Similarly, the way I interpret a photo or a painting may be completely different from the way someone else may interpret it. For example, looking at a sculpture, everyone who views it may see it from a different angle depending on where they are standing or their height, but it is still the same sculpture which can be see many different ways. Everyone looks at the world differently so why shouldn't there be thousands of different possibilities for a single photograph?
Berger mentions Regents and Regentesses by Fran Hals. Berger compares the fact that although this is someones perception of an event, we accept the painting as it is. We have to look back on what the time was like and think about the painting in those terms. It is not only about the perception of the viewer, but the perception of the creator of the paining and what they had envisioned.

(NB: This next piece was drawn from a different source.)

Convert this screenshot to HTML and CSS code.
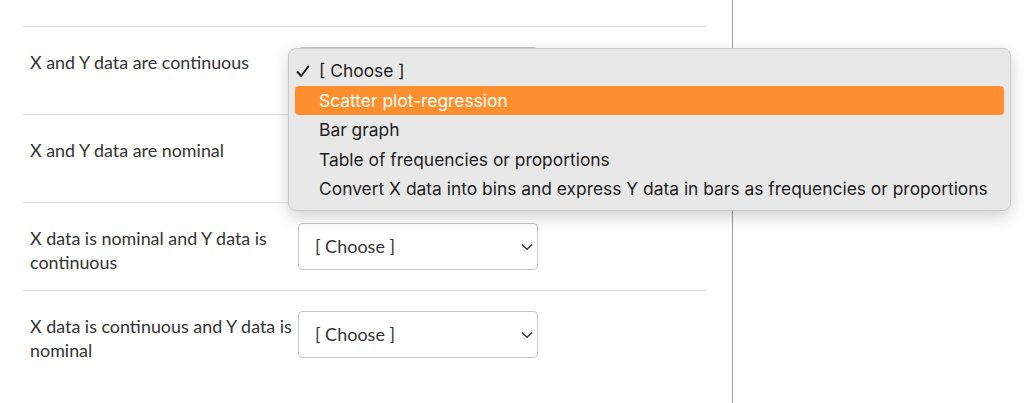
FILE: index.html
```html
<!DOCTYPE html>
<html lang="en">
<head>
  <meta charset="UTF-8" />
  <title>Matching question</title>
  <link rel="stylesheet" href="styles.css">
</head>
<body>
  <div class="page">
    <div class="question">
      <div class="answer-row">
        <div class="answer-label">X and Y data are continuous</div>
        <div class="select">
          <span>[ Choose ]</span>
          <svg width="12" height="8" viewBox="0 0 12 8"><path d="M1 1.5 L6 6.3 L11 1.5" fill="none" stroke="#333" stroke-width="1.3"/></svg>
        </div>
      </div>
      <div class="answer-row">
        <div class="answer-label">X and Y data are nominal</div>
        <div class="select">
          <span>[ Choose ]</span>
          <svg width="12" height="8" viewBox="0 0 12 8"><path d="M1 1.5 L6 6.3 L11 1.5" fill="none" stroke="#333" stroke-width="1.3"/></svg>
        </div>
      </div>
      <div class="answer-row">
        <div class="answer-label">X data is nominal and Y data is continuous</div>
        <div class="select">
          <span>[ Choose ]</span>
          <svg width="12" height="8" viewBox="0 0 12 8"><path d="M1 1.5 L6 6.3 L11 1.5" fill="none" stroke="#333" stroke-width="1.3"/></svg>
        </div>
      </div>
      <div class="answer-row">
        <div class="answer-label">X data is continuous and Y data is nominal</div>
        <div class="select">
          <span>[ Choose ]</span>
          <svg width="12" height="8" viewBox="0 0 12 8"><path d="M1 1.5 L6 6.3 L11 1.5" fill="none" stroke="#333" stroke-width="1.3"/></svg>
        </div>
      </div>
    </div>
    <div class="side"></div>
  </div>

  <!-- open native menu of the first select -->
  <ul class="menu">
    <li><svg class="check" width="14" height="13" viewBox="0 0 14 13"><path d="M1.5 7 L5.2 11 L12.3 1.5" fill="none" stroke="#1e1e1e" stroke-width="2" stroke-linecap="round" stroke-linejoin="round"/></svg>[ Choose ]</li>
    <li class="active">Scatter plot-regression</li>
    <li>Bar graph</li>
    <li>Table of frequencies or proportions</li>
    <li>Convert X data into bins and express Y data in bars as frequencies or proportions</li>
  </ul>
</body>
</html>
```

FILE: styles.css
```css
body {
  margin: 0;
  background: #fff;
  font-family: Lato, "Open Sans", sans-serif;
  color: #333;
}
.page {
  display: flex;
  height: 403px;
  overflow: hidden;
}
.question {
  width: 683px;
  margin-left: 23px;
  padding-top: 26px;
}
.side {
  margin-left: 26px;
  border-left: 1px solid #9a9a9a;
  flex: 1;
}
.answer-row {
  display: flex;
  align-items: flex-start;
  height: 88px;
  box-sizing: border-box;
  border-top: 1px solid #dcdcdc;
  padding: 20px 0;
}
.answer-label {
  width: 275px;
  flex-shrink: 0;
  padding: 3px 0 0 7px;
  box-sizing: border-box;
  font-size: 17.9px;
  line-height: 24px;
}
.select {
  width: 240px;
  height: 47px;
  flex-shrink: 0;
  box-sizing: border-box;
  border: 1px solid #c4c7ca;
  border-radius: 4px;
  display: flex;
  align-items: center;
  justify-content: space-between;
  padding: 0 4px 0 16px;
  font-size: 18px;
  color: #333;
  background: #fff;
}
.select span {
  margin-top: -1px;
}
.menu {
  position: absolute;
  left: 288px;
  top: 48px;
  width: 723px;
  margin: 0;
  padding: 7px 6px 6px;
  box-sizing: border-box;
  list-style: none;
  background: #e8e8e8;
  border: 1px solid #c9c9c9;
  border-radius: 8px;
  box-shadow: 0 6px 16px rgba(0, 0, 0, 0.18);
  font-family: Inter, "Noto Sans", sans-serif;
  font-size: 17.4px;
  color: #1e1e1e;
}
.menu li {
  height: 29.5px;
  line-height: 29.5px;
  padding-left: 24px;
  border-radius: 4px;
  position: relative;
  white-space: nowrap;
}
.menu li.active {
  background: #fd8f2f;
  color: #fff;
}
.menu .check {
  position: absolute;
  left: 1px;
  top: 9px;
}
```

The invention of the camera, and photography drastically changed the way people viewed paintings. Paintings were seen as very unique, almost 'one in a million,' but with the invention of the camera and the printing press, they were a dime a dozen. Pictures were not as unique as they once were. There was now to be many different ways to think about a single picture. Although paintings weren't as unique as they were once perceived as, they could now be seen by a greater multitude of people, who all have their own different perceptions to bring to each painting or picture.
Art is all about perspective. As Berger states, "Perception makes the single eye the centre of the visible world." What you perceive is your reality, no matter how far it could be from the true intentions of an artist. Thus, creating the vast variety of ideas for the purpose of a piece of art.